> WORK REQUIRED
Give the number of lines in the data that hold the word "components", and nothing else.

== == ==

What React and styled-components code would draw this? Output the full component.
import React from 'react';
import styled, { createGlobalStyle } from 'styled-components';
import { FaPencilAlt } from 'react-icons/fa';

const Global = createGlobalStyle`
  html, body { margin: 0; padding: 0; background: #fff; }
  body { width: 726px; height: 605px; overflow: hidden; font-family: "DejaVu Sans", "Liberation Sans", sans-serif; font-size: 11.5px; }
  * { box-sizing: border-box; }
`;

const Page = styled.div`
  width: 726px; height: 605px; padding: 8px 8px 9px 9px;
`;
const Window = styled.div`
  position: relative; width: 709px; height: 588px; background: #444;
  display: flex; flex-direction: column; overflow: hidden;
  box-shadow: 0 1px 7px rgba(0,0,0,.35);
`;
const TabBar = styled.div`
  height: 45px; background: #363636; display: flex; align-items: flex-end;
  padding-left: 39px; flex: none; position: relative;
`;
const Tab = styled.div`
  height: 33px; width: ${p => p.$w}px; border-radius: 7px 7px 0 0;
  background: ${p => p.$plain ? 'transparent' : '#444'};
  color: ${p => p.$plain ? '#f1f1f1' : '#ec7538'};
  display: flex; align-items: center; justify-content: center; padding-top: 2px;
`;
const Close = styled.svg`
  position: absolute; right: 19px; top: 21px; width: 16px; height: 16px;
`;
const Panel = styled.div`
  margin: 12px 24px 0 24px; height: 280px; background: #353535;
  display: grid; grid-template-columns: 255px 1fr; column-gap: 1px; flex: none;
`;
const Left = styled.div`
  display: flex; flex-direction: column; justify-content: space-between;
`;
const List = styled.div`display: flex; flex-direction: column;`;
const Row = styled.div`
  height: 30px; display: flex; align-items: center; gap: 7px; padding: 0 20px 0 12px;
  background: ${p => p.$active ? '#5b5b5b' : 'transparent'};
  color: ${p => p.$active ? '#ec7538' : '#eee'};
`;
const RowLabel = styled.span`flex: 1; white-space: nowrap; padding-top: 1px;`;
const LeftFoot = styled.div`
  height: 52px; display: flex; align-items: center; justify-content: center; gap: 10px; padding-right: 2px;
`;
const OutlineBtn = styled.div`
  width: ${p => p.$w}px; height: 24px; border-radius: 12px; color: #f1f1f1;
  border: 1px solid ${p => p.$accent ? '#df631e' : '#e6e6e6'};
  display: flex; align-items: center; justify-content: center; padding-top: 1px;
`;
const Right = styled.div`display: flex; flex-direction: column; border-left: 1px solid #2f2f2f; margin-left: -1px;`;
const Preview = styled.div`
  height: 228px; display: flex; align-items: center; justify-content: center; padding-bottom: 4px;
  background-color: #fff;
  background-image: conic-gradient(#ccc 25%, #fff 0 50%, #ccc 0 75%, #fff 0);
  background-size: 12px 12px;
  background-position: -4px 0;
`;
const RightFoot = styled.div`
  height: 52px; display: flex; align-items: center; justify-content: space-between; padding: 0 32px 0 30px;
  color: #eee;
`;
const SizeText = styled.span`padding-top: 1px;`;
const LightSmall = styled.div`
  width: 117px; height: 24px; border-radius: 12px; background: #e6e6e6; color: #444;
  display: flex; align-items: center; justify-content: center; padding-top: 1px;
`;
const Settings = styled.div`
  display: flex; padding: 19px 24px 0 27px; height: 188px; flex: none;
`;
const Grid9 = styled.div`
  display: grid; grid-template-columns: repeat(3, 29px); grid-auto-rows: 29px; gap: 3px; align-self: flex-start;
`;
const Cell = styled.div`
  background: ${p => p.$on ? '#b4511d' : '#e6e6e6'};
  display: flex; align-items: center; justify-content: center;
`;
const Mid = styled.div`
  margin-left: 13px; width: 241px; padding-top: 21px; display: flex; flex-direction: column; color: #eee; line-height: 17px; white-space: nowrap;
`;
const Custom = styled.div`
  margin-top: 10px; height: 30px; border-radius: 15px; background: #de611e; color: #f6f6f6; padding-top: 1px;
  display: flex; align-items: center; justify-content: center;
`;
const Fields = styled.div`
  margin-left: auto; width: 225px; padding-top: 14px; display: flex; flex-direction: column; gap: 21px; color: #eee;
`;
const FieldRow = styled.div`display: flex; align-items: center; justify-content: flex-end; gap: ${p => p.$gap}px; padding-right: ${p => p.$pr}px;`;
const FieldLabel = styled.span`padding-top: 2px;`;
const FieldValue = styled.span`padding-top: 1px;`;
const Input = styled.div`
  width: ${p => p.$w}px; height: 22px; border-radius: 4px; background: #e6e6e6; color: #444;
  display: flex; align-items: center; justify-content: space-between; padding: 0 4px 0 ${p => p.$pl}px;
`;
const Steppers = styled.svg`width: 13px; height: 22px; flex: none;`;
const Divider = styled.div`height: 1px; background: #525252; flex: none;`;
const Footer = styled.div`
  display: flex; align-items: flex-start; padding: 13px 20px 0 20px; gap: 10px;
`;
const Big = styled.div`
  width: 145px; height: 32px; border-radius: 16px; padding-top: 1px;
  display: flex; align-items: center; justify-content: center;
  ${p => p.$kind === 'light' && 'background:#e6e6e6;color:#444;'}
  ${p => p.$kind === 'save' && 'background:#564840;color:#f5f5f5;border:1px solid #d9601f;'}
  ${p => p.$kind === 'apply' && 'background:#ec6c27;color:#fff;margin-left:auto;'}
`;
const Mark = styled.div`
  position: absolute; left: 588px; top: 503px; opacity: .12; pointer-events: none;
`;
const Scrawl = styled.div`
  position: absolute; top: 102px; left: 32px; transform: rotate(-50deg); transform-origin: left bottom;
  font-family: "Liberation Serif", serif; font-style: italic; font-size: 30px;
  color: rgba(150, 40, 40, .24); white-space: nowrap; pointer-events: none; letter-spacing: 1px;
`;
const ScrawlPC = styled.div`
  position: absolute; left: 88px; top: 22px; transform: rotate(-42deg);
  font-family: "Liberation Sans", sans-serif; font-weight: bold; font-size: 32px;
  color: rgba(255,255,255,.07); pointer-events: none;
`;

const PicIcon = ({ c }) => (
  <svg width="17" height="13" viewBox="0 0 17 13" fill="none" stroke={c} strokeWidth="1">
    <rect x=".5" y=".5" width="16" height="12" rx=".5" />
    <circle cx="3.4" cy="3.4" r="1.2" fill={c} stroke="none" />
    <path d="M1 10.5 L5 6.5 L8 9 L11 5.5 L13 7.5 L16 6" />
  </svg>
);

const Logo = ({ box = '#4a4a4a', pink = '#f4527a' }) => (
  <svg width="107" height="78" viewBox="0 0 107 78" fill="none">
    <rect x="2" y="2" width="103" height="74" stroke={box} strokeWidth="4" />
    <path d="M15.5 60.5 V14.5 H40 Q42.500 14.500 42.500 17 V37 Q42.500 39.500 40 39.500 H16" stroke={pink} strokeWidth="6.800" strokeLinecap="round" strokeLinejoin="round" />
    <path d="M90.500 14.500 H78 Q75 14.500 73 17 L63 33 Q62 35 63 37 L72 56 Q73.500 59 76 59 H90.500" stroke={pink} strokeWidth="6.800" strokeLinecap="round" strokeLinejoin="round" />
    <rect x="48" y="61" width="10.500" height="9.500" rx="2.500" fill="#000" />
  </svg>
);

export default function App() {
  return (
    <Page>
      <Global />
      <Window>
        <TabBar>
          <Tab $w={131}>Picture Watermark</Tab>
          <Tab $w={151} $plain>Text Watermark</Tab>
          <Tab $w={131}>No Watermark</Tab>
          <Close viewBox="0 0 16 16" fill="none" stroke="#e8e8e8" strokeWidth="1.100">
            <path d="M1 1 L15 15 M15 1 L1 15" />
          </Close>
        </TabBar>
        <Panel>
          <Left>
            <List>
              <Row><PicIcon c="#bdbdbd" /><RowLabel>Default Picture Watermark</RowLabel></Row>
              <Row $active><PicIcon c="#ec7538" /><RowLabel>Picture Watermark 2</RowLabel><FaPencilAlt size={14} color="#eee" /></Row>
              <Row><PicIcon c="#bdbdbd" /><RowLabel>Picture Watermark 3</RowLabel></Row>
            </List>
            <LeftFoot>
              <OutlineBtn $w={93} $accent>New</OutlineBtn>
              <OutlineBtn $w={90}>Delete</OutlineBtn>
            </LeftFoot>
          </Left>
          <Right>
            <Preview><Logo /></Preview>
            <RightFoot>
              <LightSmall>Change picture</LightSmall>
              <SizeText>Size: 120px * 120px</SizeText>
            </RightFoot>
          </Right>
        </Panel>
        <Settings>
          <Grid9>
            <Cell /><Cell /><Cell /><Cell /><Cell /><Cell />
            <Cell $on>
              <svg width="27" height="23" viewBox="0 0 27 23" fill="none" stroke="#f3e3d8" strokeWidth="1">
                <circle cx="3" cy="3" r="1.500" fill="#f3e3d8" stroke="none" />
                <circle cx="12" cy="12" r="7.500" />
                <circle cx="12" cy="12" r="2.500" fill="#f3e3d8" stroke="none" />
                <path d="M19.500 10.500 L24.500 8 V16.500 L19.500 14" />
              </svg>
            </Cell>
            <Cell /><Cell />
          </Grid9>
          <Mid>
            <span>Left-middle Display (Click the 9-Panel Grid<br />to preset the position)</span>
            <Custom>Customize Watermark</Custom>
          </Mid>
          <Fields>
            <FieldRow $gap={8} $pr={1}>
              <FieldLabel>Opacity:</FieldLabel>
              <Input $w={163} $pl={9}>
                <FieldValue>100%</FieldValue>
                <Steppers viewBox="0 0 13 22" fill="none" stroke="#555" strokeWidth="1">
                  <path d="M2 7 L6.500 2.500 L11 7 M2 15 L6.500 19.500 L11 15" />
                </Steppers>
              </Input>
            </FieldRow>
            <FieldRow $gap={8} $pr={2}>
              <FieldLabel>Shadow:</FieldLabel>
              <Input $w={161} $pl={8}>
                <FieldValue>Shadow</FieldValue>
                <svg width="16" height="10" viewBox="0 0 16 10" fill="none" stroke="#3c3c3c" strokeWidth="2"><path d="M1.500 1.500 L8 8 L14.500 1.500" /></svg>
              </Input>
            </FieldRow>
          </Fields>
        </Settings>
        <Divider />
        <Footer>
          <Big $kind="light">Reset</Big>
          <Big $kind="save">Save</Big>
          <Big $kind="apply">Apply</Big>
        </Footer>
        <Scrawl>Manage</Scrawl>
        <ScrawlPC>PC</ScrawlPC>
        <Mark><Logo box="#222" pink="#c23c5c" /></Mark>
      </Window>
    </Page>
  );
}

== == ==

> COMPLETED EXERCISE
2